Weaknesses: The theoretical results seem have some limitations: - the assumption alpha>d is quite restrictive. In the high-dimensional setting where m/d= alpha, it is typically assumed that both m and d go to infinity while keeping alpha fixed as a constant. This work does not follow this regime and falls back to the low-dimensional regime m~alpha d>d^2, which limits the appeal of the theoretical result. - again under the assumption alpha>d, the rate of [25] becomes (1/alpha q+ 1/d^2) which means the bias only becomes significant when q is greater than d. Given d is typically large, it is unclear why this becomes a concern in this regime. - the result (theorem 10) in the general case seems to be much worse than the least-squares case, at least by a factor of sqrt{kappa}. There is no discussion about why the results in the general case degenerates compared to the least-squares case, and how it compares with prior result. The authors should also evaluate the performance as a function of the condition number.

Correctness: The results and methods are correct to the extent being checked.

Clarity: The paper is very well-written and reads clearly. Overall it did a good job in covering various concepts necessary in this topic in a fairly short page limit.

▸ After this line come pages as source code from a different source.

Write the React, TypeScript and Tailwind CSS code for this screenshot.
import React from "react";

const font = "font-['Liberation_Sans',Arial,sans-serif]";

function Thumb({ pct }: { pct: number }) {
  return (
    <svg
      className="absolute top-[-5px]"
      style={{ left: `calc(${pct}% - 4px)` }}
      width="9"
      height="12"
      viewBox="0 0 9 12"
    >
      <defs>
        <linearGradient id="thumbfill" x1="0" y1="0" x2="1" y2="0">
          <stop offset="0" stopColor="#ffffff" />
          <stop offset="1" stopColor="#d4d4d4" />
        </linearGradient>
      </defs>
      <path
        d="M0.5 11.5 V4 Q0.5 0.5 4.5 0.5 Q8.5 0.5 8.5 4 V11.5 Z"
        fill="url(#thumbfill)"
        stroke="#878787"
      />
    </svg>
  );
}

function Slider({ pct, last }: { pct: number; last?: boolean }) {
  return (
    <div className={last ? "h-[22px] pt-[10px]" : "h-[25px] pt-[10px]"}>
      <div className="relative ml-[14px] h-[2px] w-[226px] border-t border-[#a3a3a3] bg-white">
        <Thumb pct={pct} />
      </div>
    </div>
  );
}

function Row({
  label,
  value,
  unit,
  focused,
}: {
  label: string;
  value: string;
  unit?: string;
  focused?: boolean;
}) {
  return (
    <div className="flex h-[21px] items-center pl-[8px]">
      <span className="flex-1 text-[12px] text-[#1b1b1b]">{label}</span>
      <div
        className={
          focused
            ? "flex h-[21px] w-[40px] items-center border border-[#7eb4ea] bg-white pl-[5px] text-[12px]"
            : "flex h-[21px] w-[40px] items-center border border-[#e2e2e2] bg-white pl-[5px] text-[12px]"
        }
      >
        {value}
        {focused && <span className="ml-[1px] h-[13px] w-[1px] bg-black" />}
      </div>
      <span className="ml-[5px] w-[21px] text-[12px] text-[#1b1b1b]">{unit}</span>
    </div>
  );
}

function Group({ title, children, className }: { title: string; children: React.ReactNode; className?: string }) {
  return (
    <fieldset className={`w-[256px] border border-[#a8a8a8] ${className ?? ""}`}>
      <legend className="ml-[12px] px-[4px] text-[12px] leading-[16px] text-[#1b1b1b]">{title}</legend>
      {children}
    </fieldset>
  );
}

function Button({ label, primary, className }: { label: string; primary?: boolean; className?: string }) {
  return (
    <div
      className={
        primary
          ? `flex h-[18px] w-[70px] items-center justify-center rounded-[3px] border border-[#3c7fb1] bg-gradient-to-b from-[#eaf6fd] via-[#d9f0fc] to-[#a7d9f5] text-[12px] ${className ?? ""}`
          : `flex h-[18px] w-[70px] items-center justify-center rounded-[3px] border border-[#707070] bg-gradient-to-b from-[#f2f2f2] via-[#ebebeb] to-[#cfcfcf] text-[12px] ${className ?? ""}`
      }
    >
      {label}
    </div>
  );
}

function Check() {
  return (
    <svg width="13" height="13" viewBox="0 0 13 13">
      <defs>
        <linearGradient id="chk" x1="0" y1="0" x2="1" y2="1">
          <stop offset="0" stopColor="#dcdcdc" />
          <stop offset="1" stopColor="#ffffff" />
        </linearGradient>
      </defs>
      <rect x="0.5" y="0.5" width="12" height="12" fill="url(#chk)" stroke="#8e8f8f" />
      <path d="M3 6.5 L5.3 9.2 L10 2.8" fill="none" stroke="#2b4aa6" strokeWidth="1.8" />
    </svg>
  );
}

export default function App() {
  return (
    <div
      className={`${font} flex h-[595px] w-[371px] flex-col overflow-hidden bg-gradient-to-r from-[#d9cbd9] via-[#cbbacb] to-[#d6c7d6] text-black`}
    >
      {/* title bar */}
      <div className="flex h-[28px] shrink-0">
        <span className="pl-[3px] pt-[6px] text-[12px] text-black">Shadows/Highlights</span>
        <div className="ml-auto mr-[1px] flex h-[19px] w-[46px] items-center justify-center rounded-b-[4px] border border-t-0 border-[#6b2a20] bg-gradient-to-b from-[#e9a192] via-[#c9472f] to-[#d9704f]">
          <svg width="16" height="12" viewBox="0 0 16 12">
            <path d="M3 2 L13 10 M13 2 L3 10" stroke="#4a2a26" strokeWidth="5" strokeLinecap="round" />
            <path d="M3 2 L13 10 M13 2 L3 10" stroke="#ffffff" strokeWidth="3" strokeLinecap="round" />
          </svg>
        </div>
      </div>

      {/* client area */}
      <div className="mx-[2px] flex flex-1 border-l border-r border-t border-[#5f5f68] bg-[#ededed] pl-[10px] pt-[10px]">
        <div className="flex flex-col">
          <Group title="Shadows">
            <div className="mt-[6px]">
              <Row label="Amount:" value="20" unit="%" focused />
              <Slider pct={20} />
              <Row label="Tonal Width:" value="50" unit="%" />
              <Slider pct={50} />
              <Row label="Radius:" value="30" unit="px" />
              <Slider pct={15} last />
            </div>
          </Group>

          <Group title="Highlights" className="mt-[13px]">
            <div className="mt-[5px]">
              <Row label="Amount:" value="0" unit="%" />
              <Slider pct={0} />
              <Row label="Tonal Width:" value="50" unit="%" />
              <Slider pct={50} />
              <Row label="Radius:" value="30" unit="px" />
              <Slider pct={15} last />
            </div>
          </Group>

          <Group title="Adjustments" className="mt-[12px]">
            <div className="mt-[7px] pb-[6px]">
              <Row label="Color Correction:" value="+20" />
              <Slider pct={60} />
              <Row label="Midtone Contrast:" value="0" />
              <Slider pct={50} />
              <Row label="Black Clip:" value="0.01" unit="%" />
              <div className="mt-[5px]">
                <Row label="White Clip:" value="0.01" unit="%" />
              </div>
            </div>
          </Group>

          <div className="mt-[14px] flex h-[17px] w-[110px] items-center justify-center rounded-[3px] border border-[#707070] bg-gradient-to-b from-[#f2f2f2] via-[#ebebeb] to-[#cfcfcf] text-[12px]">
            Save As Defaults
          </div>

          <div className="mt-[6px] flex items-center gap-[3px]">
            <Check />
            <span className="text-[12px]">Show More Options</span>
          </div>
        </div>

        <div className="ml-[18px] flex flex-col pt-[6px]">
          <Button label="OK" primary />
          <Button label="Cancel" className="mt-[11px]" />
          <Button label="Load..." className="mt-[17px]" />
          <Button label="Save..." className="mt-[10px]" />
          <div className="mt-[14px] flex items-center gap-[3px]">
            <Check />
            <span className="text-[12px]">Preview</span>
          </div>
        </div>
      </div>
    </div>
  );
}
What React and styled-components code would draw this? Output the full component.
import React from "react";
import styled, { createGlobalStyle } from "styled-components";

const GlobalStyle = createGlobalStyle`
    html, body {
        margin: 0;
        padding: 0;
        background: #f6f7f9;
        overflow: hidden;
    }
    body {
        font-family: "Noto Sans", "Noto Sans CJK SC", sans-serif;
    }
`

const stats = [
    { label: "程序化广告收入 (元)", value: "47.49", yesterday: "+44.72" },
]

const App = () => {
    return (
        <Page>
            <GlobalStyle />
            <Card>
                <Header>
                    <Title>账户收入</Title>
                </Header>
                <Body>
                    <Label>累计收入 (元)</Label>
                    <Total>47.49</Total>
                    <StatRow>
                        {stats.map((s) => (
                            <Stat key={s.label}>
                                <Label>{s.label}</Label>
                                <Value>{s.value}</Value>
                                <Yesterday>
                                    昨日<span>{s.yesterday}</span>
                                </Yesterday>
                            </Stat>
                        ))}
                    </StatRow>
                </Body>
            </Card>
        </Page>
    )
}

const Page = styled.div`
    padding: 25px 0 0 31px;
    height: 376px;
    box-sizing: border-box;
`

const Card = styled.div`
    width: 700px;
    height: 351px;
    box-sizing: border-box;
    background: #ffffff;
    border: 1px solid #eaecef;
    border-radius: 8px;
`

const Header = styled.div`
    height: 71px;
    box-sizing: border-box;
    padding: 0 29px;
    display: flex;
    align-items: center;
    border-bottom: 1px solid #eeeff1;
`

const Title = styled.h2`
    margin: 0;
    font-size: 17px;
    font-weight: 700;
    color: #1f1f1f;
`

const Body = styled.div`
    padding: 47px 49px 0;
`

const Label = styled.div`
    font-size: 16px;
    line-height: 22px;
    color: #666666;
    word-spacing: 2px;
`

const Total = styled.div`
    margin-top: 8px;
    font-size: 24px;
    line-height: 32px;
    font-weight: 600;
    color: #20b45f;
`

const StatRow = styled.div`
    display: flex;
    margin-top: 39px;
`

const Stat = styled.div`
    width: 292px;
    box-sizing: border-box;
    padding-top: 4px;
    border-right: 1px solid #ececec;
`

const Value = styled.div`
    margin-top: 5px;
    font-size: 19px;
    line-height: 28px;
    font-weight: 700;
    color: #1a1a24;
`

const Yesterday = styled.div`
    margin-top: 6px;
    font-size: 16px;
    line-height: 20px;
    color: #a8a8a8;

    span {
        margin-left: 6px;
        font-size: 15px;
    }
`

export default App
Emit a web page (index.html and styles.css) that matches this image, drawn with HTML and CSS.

Relation to Prior Work: Table 1 only compared with prior results for the quadratic case (regularized least squares). It is important also to include a discussion on the general convex case.

Reproducibility: Yes

Additional Feedback: Overall the paper made some contributions to distributed optimization by introducing surrogate sketch and scaled regularization. The drawbacks are the assumption alpha>d and the relative weak result in the general convex case. It is unclear if the authors can alleviate such shortcomings, but at least I expect some discussions in the final version if it is accepted.